Prof. Amin Wibowo, S.E., MBA., Ph.D., Dosen Departemen Manajemen Fakultas Ekonomika dan Bisnis Universitas Gadjah Mada (FEB UGM) dikukuhkan sebagai Guru Besar dalam bidang Ilmu Manajemen. Menyampaikan pidato pengukuhan pada Kamis (11/12/2025) di Balai Senat UGM berjudul “Tantangan Membangun Kepemimpinan Berkelanjutan Generasi Milenial dan Z”, ia menekankan soal pentingnya kepemimpinan berorientasi keberlanjutan sebagai kebutuhan strategis di tengah dinamika generasi muda yang mendominasi tenaga kerja Indonesia.
“Keberlanjutan bukan lagi sekadar pilihan moral, tetapi menjadi keharusan strategis dalam kepemimpinan modern,” tegasnya Kamis (11/12) di Balai Senat UGM.
Amin menyampaikan bahwa Generasi milenial dan Z kini mendominasi angkatan kerja. Pada tahun 2025 Indonesia memiliki sekitar 149 juta tenaga kerja, dengan komposisi terbesar berasal dari Generasi Milenial sebanyak 52,06 juta dan Generasi Z 33,92 juta.
“Generasi Milenial dan Generasi Z membawa nilai-nilai baru berupa kesadaran lingkungan, inklusivitas, dan kesejahteraan kolektif,” ucapnya.
Generasi milenial dan generasi Z memiliki karakteristik berbeda yang dibentuk oleh pengalaman unik dan konteks budaya mereka. Mereka sangat piawai dalam hal yang berkaitan dengan digital sejak usia muda. Mereka juga memiliki karakteristik khas yang membedakan dengan generasi sebelumnya. Karakteristik utamanya adalah mereka lebih memiliki kesadaran sosial, lebih mengutamakan kesimbangan kerja-hidup, lebih kuat menekankan pada keadilan sosial, keterwakilan, dan inklusivitas, sangat perhatian terhadap keberlanjutan dan menuntut akuntabilitas dari merek, perusahaan dan pemerintah.
“Konsekuensinya mereka berekspektasi pada pemimpin modern dengan gaya yang dapat mengakomodasi karakteristik mereka. Bagi mereka, pemimpin modern yang mementingkan strategi berkelanjutan bertindak sebagai pengelola sumber daya, mengadopsi gaya kepemimpinan yang berfokus pada keterlibatan dan pemberdayaan karyawan dan komunitas untuk menciptakan perubahan yang positif,” urainya.

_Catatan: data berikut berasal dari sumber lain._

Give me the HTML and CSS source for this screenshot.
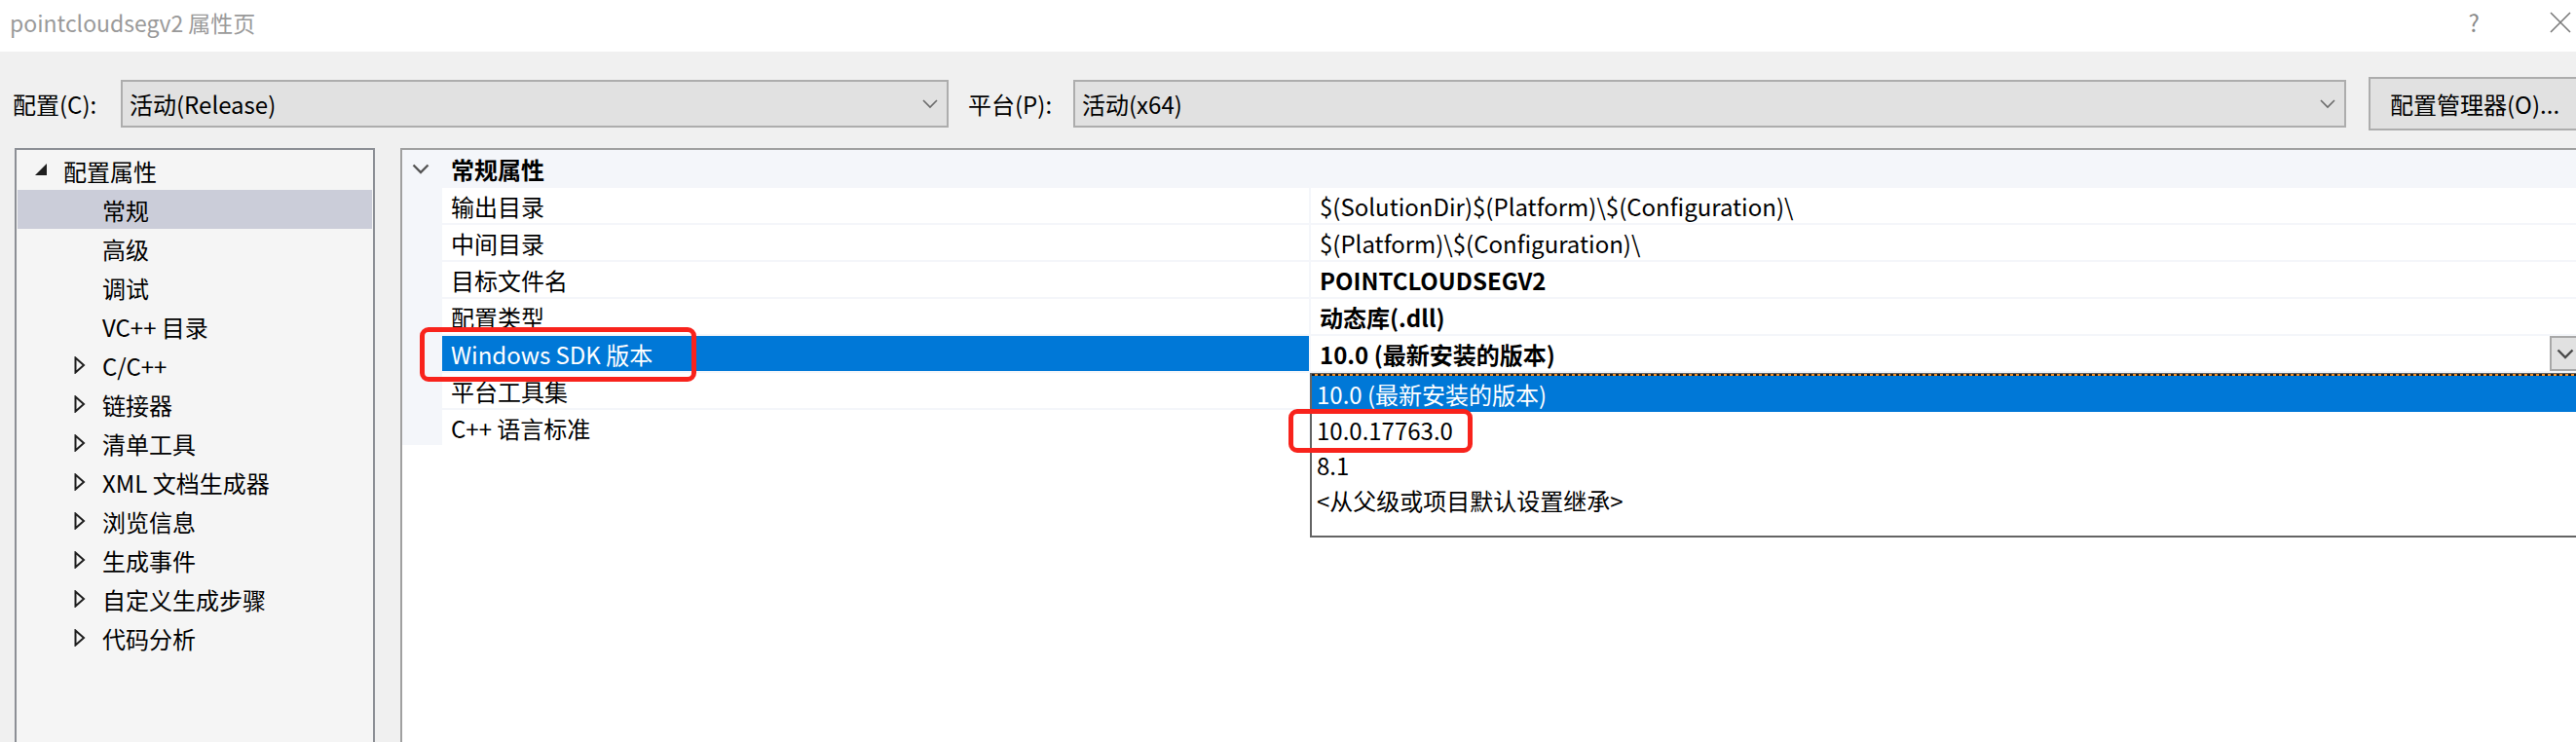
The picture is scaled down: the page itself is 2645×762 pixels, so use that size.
FILE: index.html
```html
<!DOCTYPE html>
<html lang="zh-CN">
<head>
    <meta charset="UTF-8">
    <title>pointcloudsegv2 属性页</title>
    <link rel="stylesheet" href="styles.css">
</head>
<body>
    <div class="titlebar">
        <span class="title">pointcloudsegv2 属性页</span>
        <div class="title-controls">
            <span class="help">?</span>
            <svg class="close" width="22" height="22" viewBox="0 0 22 22">
                <path d="M1 1 L21 21 M21 1 L1 21" stroke="#7a7a7a" stroke-width="1.6" fill="none"/>
            </svg>
        </div>
    </div>

    <div class="toolbar">
        <span class="tb-label">配置(C):</span>
        <div class="combo combo-config">
            <span>活动(Release)</span>
            <svg class="chev" width="16" height="10" viewBox="0 0 16 10"><polyline points="1,1 8,8 15,1" fill="none" stroke="#6b6b6b" stroke-width="1.6"/></svg>
        </div>
        <span class="tb-label tb-label-platform">平台(P):</span>
        <div class="combo combo-platform">
            <span>活动(x64)</span>
            <svg class="chev" width="16" height="10" viewBox="0 0 16 10"><polyline points="1,1 8,8 15,1" fill="none" stroke="#6b6b6b" stroke-width="1.6"/></svg>
        </div>
        <button class="manager-btn">配置管理器(O)...</button>
    </div>

    <div class="main">
        <div class="tree">
            <div class="tree-row lvl0">
                <span class="twisty"><svg width="13" height="12" viewBox="0 0 13 12"><polygon points="12,0 12,12 0,12" fill="#1e1e1e"/></svg></span>
                <span>配置属性</span>
            </div>
            <div class="tree-row lvl1 selected"><span class="twisty"></span><span>常规</span></div>
            <div class="tree-row lvl1"><span class="twisty"></span><span>高级</span></div>
            <div class="tree-row lvl1"><span class="twisty"></span><span>调试</span></div>
            <div class="tree-row lvl1"><span class="twisty"></span><span>VC++ 目录</span></div>
            <div class="tree-row lvl1"><span class="twisty"><svg class="expander" width="12" height="18" viewBox="0 0 12 18"><polygon points="1.5,1.5 10,9 1.5,16.5" fill="none" stroke="#1e1e1e" stroke-width="2"/></svg></span><span>C/C++</span></div>
            <div class="tree-row lvl1"><span class="twisty"><svg class="expander" width="12" height="18" viewBox="0 0 12 18"><polygon points="1.5,1.5 10,9 1.5,16.5" fill="none" stroke="#1e1e1e" stroke-width="2"/></svg></span><span>链接器</span></div>
            <div class="tree-row lvl1"><span class="twisty"><svg class="expander" width="12" height="18" viewBox="0 0 12 18"><polygon points="1.5,1.5 10,9 1.5,16.5" fill="none" stroke="#1e1e1e" stroke-width="2"/></svg></span><span>清单工具</span></div>
            <div class="tree-row lvl1"><span class="twisty"><svg class="expander" width="12" height="18" viewBox="0 0 12 18"><polygon points="1.5,1.5 10,9 1.5,16.5" fill="none" stroke="#1e1e1e" stroke-width="2"/></svg></span><span>XML 文档生成器</span></div>
            <div class="tree-row lvl1"><span class="twisty"><svg class="expander" width="12" height="18" viewBox="0 0 12 18"><polygon points="1.5,1.5 10,9 1.5,16.5" fill="none" stroke="#1e1e1e" stroke-width="2"/></svg></span><span>浏览信息</span></div>
            <div class="tree-row lvl1"><span class="twisty"><svg class="expander" width="12" height="18" viewBox="0 0 12 18"><polygon points="1.5,1.5 10,9 1.5,16.5" fill="none" stroke="#1e1e1e" stroke-width="2"/></svg></span><span>生成事件</span></div>
            <div class="tree-row lvl1"><span class="twisty"><svg class="expander" width="12" height="18" viewBox="0 0 12 18"><polygon points="1.5,1.5 10,9 1.5,16.5" fill="none" stroke="#1e1e1e" stroke-width="2"/></svg></span><span>自定义生成步骤</span></div>
            <div class="tree-row lvl1"><span class="twisty"><svg class="expander" width="12" height="18" viewBox="0 0 12 18"><polygon points="1.5,1.5 10,9 1.5,16.5" fill="none" stroke="#1e1e1e" stroke-width="2"/></svg></span><span>代码分析</span></div>
        </div>

        <div class="grid">
            <div class="grid-list">
                <div class="grid-header">
                    <span class="header-chev"><svg width="18" height="11" viewBox="0 0 18 11"><polyline points="1.5,1.5 9,9 16.5,1.5" fill="none" stroke="#555" stroke-width="2.4"/></svg></span>
                    <span class="header-text">常规属性</span>
                </div>
                <div class="grid-rows">
                    <div class="prop-row">
                        <div class="prop-name">输出目录</div>
                        <div class="prop-value">$(SolutionDir)$(Platform)\$(Configuration)\</div>
                    </div>
                    <div class="prop-row">
                        <div class="prop-name">中间目录</div>
                        <div class="prop-value">$(Platform)\$(Configuration)\</div>
                    </div>
                    <div class="prop-row">
                        <div class="prop-name">目标文件名</div>
                        <div class="prop-value bold">POINTCLOUDSEGV2</div>
                    </div>
                    <div class="prop-row">
                        <div class="prop-name">配置类型</div>
                        <div class="prop-value bold">动态库(.dll)</div>
                    </div>
                    <div class="prop-row active">
                        <div class="prop-name">Windows SDK 版本</div>
                        <div class="prop-value bold">
                            <span>10.0 (最新安装的版本)</span>
                            <span class="drop-btn"><svg width="18" height="11" viewBox="0 0 18 11"><polyline points="1.5,1.5 9,9 16.5,1.5" fill="none" stroke="#4a4a4a" stroke-width="2.4"/></svg></span>
                        </div>
                    </div>
                    <div class="prop-row">
                        <div class="prop-name">平台工具集</div>
                        <div class="prop-value"></div>
                    </div>
                    <div class="prop-row">
                        <div class="prop-name">C++ 语言标准</div>
                        <div class="prop-value"></div>
                    </div>
                </div>
            </div>
        </div>
    </div>

    <div class="dropdown-list">
        <div class="focus-line"></div>
        <div class="drop-item picked">10.0 (最新安装的版本)</div>
        <div class="drop-item">10.0.17763.0</div>
        <div class="drop-item">8.1</div>
        <div class="drop-item">&lt;从父级或项目默认设置继承&gt;</div>
    </div>

    <div class="mark mark-sdk"></div>
    <div class="mark mark-version"></div>
</body>
</html>
```

FILE: styles.css
```css
html, body {
    margin: 0;
    height: 762px;
    overflow: hidden;
}

body {
    width: 2645px;
    position: relative;
    background: #f0f0f0;
    font-family: "Noto Sans CJK SC", "Noto Sans", sans-serif;
    font-size: 24px;
    color: #000;
}

/* title bar */
.titlebar {
    height: 53px;
    background: #fff;
    display: flex;
    align-items: center;
    justify-content: space-between;
    padding-left: 10px;
    box-sizing: border-box;
}

.title {
    color: #9a9a9a;
    font-size: 23px;
    margin-top: -8px;
}

.title-controls {
    display: flex;
    align-items: center;
    margin-top: -8px;
}

.help {
    color: #8a8a8a;
    font-size: 24px;
    margin-right: 72px;
}

.close {
    margin-right: 5px;
}

/* toolbar */
.toolbar {
    height: 99px;
    display: flex;
    align-items: center;
    padding: 8px 0 0 13px;
    box-sizing: border-box;
}

.tb-label {
    width: 111px;
    flex-shrink: 0;
}

.tb-label-platform {
    margin-left: 20px;
    width: 108px;
}

.combo {
    height: 49px;
    box-sizing: border-box;
    background: #e1e1e1;
    border: 2px solid #adadad;
    display: flex;
    align-items: center;
    justify-content: space-between;
    padding: 0 9px 0 7px;
    flex-shrink: 0;
}

.combo-config {
    width: 850px;
}

.combo-platform {
    width: 1307px;
}

.manager-btn {
    margin-left: 23px;
    width: 230px;
    height: 55px;
    flex-shrink: 0;
    background: #e1e1e1;
    border: 2px solid #adadad;
    font-family: inherit;
    font-size: 24px;
    color: #000;
    text-align: left;
    padding: 0 0 0 20px;
}

/* main area */
.main {
    display: flex;
    height: 610px;
}

.tree {
    margin-left: 15px;
    width: 370px;
    flex-shrink: 0;
    box-sizing: border-box;
    background: #f5f5f5;
    border: 2px solid #8c8f95;
    border-bottom: none;
    padding-top: 1px;
}

.tree-row {
    height: 40px;
    display: flex;
    align-items: center;
    margin: 0 1px;
}

.tree-row.lvl0 {
    padding-left: 18px;
}

.tree-row.lvl1 {
    padding-left: 58px;
}

.tree-row.selected {
    background: #cbcdd9;
}

.twisty {
    width: 29px;
    flex-shrink: 0;
    display: flex;
    align-items: center;
}

.lvl0 .twisty svg {
    margin-top: -2px;
}

.grid {
    margin-left: 26px;
    margin-right: -5px;
    flex: 1;
    background: #fff;
    border-top: 2px solid #a0a0a0;
    border-left: 2px solid #a0a0a0;
}

.grid-list {
    background: #f4f6fa;
}

.grid-header {
    height: 39px;
    display: flex;
    align-items: center;
}

.header-chev {
    width: 50px;
    padding-left: 10px;
    box-sizing: border-box;
    display: flex;
    align-items: center;
}

.header-text {
    font-weight: bold;
}

.grid-rows {
    margin-left: 41px;
}

.prop-row {
    display: flex;
    height: 36px;
    margin-bottom: 2px;
}

.prop-row:last-child {
    margin-bottom: 0;
}

.prop-name {
    width: 890px;
    flex-shrink: 0;
    background: #fff;
    padding-left: 9px;
    box-sizing: border-box;
    display: flex;
    align-items: center;
}

.prop-value {
    flex: 1;
    margin-left: 2px;
    background: #fff;
    padding-left: 9px;
    display: flex;
    align-items: center;
    justify-content: space-between;
}

.prop-value.bold {
    font-weight: bold;
}

.prop-row.active .prop-name {
    background: #0078d7;
    color: #fff;
}

.drop-btn {
    width: 32px;
    height: 36px;
    box-sizing: border-box;
    background: #e1e1e1;
    border: 2px solid #a8a8a8;
    display: flex;
    align-items: center;
    justify-content: center;
}

/* open dropdown of the SDK version */
.dropdown-list {
    position: absolute;
    left: 1345px;
    top: 383px;
    right: -5px;
    height: 169px;
    box-sizing: border-box;
    background: #fff;
    border: 2px solid #646464;
    border-top-width: 1px;
}

.focus-line {
    height: 2px;
    background: repeating-linear-gradient(90deg, #1a1a1a 0 3px, #f0902a 3px 6px);
}

.drop-item {
    height: 36px;
    display: flex;
    align-items: center;
    padding-left: 5px;
}

.drop-item.picked {
    height: 37px;
    background: #0078d7;
    color: #fff;
}

/* red annotation boxes */
.mark {
    position: absolute;
    border: 5px solid #f8231c;
    border-radius: 9px;
    box-sizing: border-box;
}

.mark-sdk {
    left: 431px;
    top: 336px;
    width: 284px;
    height: 56px;
}

.mark-version {
    left: 1323px;
    top: 420px;
    width: 189px;
    height: 45px;
}
```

Amin menyebutkan pemimpin di era saat ini dituntut mampu mengintegrasikan prinsip lingkungan, sosial, dan tata kelola (ESG) ke dalam strategi organisasi. Keberlanjutan mencakup keseimbangan antara kelayakan ekonomi, keadilan sosial, dan pelestarian lingkungan, yang seluruhnya harus menjadi bagian dari visi dan praktik kepemimpinan masa depan.
Kepemimpinan berkelanjutan juga menuntut transformasi pada tataran individu dan kelembagaan. Pemimpin perlu mengembangkan karakter empatik, visioner, dan berpikir sistemik agar mampu menginspirasi dan menggerakkan organisasi menuju perubahan positif.
“Oleh sebab itu dunia akademik berperan besar melalui kurikulum, pembelajaran, dan jejaring strategis dalam membentuk calon pemimpin yang memiliki kesadaran keberlanjutan, terutama di sekolah bisnis yang masih minim intervensi kurikulum keberlanjutan,” terangnya.
Menurutnya penguatan kepemimpinan berkelanjutan di Indonesia membutuhkan kolaborasi lintas sektor antara pemerintah, dunia usaha, akademisi, dan masyarakat sipil. Kemitraan publik-swasta, teknologi hijau, pendidikan karyawan, transparansi, dan dukungan terhadap UKM berkelanjutan merupakan langkah konkret menuju masa depan yang tangguh.
“Pemimpin modern harus mampu menyeimbangkan profit dengan tanggung jawab sosial dan lingkungan, serta menumbuhkan budaya organisasi yang adaptif, inklusif, dan berorientasi masa depan. Dengan demikian, generasi milenial dan Z bukan hanya menjadi bagian dari perubahan, tetapi juga penggerak utama kepemimpinan berkelanjutan di Indonesia,” pungkasnya.